I just read another article about the on-going/deepening drought here in the western US. As with a lot of these articles, they talk a lot about people tearing out their lawns because of how much water they consume.

http://www.nytimes.com/2014/03/13/ga...new-green.html

From what I've read it seems that lawns in general... at least the way folks typically do them here in the US, are super resource intensive/wasting. Another article that I read a while back said that the average US lawn gets way more fertilizer, pesticide, and herbicide, than even the worst of the industrial agricultural fields... which was pretty surprising.

Got me thinking that there must be a better way!?

At least on the water front, I would think that a recirculating aquaponic system would have a huge benefit.
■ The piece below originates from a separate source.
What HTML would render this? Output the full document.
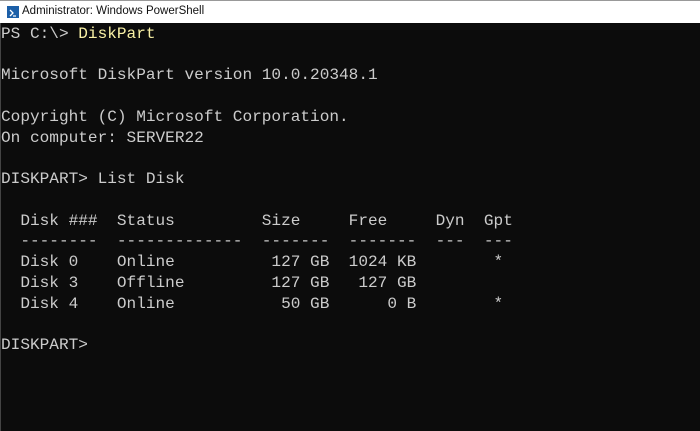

I'm not sure what the best approach might be though. Anyone tried/heard of an aquaponic lawn?

I'd kind of like to try one in my backyard.
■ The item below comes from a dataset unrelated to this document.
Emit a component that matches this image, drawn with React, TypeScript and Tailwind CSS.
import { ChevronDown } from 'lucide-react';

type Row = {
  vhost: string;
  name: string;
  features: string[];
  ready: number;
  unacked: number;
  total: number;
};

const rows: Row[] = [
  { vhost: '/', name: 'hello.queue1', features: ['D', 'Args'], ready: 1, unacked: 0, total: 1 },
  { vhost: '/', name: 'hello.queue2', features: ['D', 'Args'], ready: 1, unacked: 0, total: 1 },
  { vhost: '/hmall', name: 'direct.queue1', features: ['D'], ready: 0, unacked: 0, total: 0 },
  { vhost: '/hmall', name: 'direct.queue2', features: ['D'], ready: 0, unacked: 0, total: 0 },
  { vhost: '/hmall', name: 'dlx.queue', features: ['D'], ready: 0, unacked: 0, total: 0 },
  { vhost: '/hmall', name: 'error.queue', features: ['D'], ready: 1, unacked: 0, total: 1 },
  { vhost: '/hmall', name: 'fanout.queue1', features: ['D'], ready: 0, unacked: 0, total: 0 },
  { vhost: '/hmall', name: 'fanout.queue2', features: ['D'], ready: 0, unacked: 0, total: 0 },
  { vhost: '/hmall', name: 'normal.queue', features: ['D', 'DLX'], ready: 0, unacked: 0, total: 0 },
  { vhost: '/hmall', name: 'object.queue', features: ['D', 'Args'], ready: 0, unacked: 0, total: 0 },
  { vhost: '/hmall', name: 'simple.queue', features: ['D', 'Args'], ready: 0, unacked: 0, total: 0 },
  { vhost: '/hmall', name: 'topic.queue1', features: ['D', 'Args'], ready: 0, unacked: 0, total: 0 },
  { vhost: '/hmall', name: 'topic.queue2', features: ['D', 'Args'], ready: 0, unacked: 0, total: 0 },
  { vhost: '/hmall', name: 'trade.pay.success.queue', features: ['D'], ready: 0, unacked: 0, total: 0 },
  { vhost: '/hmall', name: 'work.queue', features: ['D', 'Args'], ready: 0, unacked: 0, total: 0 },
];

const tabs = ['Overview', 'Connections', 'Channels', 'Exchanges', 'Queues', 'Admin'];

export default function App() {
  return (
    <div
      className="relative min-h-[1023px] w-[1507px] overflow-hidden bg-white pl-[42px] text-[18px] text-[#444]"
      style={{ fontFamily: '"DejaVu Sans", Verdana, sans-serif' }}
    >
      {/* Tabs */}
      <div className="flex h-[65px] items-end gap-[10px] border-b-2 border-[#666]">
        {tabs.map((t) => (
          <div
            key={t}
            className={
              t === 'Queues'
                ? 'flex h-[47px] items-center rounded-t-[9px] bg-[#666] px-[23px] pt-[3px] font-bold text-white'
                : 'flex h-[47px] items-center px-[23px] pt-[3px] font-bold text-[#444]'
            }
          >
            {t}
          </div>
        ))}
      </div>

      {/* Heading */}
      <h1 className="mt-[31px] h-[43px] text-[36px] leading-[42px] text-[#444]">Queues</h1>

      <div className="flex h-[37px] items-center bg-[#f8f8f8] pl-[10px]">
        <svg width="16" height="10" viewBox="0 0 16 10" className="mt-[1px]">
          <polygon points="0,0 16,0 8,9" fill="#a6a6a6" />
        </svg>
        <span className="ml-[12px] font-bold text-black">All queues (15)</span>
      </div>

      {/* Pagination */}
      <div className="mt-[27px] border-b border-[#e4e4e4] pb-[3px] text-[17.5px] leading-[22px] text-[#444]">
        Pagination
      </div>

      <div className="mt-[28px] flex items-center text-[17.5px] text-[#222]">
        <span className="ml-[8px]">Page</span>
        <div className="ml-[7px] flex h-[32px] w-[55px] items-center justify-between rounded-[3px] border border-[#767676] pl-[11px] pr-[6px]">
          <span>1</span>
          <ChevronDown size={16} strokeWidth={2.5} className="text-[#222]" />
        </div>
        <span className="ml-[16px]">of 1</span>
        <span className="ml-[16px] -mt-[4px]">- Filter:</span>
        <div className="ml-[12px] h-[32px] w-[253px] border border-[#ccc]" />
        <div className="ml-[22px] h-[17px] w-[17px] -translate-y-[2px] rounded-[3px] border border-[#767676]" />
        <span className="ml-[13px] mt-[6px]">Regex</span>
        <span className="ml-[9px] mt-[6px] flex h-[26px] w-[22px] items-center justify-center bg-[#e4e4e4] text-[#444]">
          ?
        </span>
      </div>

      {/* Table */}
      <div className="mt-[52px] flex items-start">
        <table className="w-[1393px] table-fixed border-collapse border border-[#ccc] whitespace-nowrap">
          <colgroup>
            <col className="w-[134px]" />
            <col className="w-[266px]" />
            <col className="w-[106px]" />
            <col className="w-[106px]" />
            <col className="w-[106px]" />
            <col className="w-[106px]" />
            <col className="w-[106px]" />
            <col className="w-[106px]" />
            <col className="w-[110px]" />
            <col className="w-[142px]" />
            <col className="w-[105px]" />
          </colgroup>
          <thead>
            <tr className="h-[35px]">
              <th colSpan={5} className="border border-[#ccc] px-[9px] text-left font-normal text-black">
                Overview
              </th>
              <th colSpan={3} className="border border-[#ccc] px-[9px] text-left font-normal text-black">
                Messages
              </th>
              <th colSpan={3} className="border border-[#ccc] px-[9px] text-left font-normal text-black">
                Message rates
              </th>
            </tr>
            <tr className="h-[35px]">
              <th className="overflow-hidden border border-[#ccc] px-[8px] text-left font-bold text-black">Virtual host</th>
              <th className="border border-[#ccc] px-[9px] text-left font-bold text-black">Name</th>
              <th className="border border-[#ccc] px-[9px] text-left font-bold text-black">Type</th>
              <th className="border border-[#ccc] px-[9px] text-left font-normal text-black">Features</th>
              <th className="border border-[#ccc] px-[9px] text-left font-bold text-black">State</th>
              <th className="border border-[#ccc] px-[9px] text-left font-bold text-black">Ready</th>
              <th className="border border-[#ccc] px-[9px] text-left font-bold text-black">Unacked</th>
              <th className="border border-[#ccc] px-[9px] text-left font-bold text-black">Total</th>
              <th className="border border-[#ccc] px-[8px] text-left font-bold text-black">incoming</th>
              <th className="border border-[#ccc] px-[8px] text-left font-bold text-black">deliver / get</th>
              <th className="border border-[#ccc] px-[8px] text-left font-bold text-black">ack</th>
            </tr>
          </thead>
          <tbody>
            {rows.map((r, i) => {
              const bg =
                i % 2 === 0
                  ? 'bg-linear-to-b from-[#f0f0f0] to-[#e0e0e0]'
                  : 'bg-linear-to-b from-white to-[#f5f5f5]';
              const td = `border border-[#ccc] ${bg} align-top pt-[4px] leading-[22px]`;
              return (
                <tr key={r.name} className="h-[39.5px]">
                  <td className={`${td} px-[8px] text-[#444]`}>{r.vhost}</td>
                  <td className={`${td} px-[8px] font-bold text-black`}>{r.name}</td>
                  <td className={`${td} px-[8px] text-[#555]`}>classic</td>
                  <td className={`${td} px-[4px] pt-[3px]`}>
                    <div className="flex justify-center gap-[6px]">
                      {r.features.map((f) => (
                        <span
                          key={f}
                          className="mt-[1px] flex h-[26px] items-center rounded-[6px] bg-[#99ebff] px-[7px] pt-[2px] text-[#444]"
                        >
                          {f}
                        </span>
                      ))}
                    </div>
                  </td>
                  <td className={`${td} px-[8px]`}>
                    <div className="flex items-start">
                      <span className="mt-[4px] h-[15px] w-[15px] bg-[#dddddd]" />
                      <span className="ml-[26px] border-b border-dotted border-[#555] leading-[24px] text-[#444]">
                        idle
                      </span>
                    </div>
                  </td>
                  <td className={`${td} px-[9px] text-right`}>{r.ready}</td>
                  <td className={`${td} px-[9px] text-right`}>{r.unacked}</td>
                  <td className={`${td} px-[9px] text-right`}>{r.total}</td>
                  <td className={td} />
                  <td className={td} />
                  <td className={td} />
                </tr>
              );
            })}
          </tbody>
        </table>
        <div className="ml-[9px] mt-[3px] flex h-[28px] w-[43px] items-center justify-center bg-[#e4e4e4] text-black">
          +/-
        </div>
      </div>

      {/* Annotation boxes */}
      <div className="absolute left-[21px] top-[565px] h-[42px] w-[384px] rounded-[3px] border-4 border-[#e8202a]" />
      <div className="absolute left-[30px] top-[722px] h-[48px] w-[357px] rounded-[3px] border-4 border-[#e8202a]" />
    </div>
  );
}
Turns out that my back yard (like most unbuilt land here in the city) is pretty highly contaminated with lead. Luckily we are below the "hazardous waste" cut-off, but it is not a good idea for kids, or really anyone, to play out there, and you don't want to grow green vegetables either. The traditional solutions are either to pave it with concrete and call it a patio or dig out the top 18" inches and ship it off to be someone else's problem. I'm not very psyched about either solution.
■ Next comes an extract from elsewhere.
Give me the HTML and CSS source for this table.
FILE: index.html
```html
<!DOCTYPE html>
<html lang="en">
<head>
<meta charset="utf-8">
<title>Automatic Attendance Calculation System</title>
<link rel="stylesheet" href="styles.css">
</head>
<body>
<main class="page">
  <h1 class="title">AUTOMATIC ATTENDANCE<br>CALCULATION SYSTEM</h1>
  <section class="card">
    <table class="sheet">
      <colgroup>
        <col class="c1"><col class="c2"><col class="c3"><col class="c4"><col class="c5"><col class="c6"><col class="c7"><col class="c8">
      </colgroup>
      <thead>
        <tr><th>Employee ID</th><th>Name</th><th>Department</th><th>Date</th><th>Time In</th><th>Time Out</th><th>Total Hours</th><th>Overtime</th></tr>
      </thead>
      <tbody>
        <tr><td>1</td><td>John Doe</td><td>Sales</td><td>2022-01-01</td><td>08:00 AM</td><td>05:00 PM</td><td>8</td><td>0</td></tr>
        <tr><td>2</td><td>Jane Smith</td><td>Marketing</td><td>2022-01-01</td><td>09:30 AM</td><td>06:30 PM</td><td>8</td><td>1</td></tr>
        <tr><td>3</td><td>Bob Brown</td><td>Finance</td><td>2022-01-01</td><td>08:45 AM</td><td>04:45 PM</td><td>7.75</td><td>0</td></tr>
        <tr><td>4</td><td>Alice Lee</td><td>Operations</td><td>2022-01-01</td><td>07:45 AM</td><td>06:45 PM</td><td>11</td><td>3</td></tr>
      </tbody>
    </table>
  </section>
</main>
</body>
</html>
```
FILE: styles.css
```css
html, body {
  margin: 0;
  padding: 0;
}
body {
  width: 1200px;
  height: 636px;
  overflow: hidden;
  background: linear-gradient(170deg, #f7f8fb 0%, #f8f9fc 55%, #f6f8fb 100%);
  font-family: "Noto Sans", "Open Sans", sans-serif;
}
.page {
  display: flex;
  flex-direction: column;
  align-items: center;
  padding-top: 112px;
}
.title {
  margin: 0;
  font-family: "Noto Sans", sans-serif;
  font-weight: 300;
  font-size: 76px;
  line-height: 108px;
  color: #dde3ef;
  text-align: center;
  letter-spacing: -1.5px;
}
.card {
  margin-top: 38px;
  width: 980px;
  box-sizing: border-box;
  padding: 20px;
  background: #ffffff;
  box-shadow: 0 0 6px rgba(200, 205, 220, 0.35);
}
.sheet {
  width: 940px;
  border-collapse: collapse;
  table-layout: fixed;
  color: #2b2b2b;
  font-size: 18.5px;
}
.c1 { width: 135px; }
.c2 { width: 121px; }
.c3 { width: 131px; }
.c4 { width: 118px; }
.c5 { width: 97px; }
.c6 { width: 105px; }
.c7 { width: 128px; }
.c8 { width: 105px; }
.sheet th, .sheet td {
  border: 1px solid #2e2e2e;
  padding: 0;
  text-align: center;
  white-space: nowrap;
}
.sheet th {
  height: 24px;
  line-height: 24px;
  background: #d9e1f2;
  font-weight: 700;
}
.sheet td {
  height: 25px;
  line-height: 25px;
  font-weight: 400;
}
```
I was thinking of sculpting the surface a bit, and then laying a HDPE pond liner over it. Then put down a layer of sand and gravel, then some porous pavers for drainage, and then try and build a new soil bed on top of that.

The question though is if I might be better off going soilless and making the whole thing into one big aquaponic grow bed? Clearly I'd need a lot of fish to feed that much grow bead (approximately 30'x30'). But it would be super cool if I could figure something out that my kids could play on/in.

Just throwing this wacky idea out there. Anyone have any suggestions?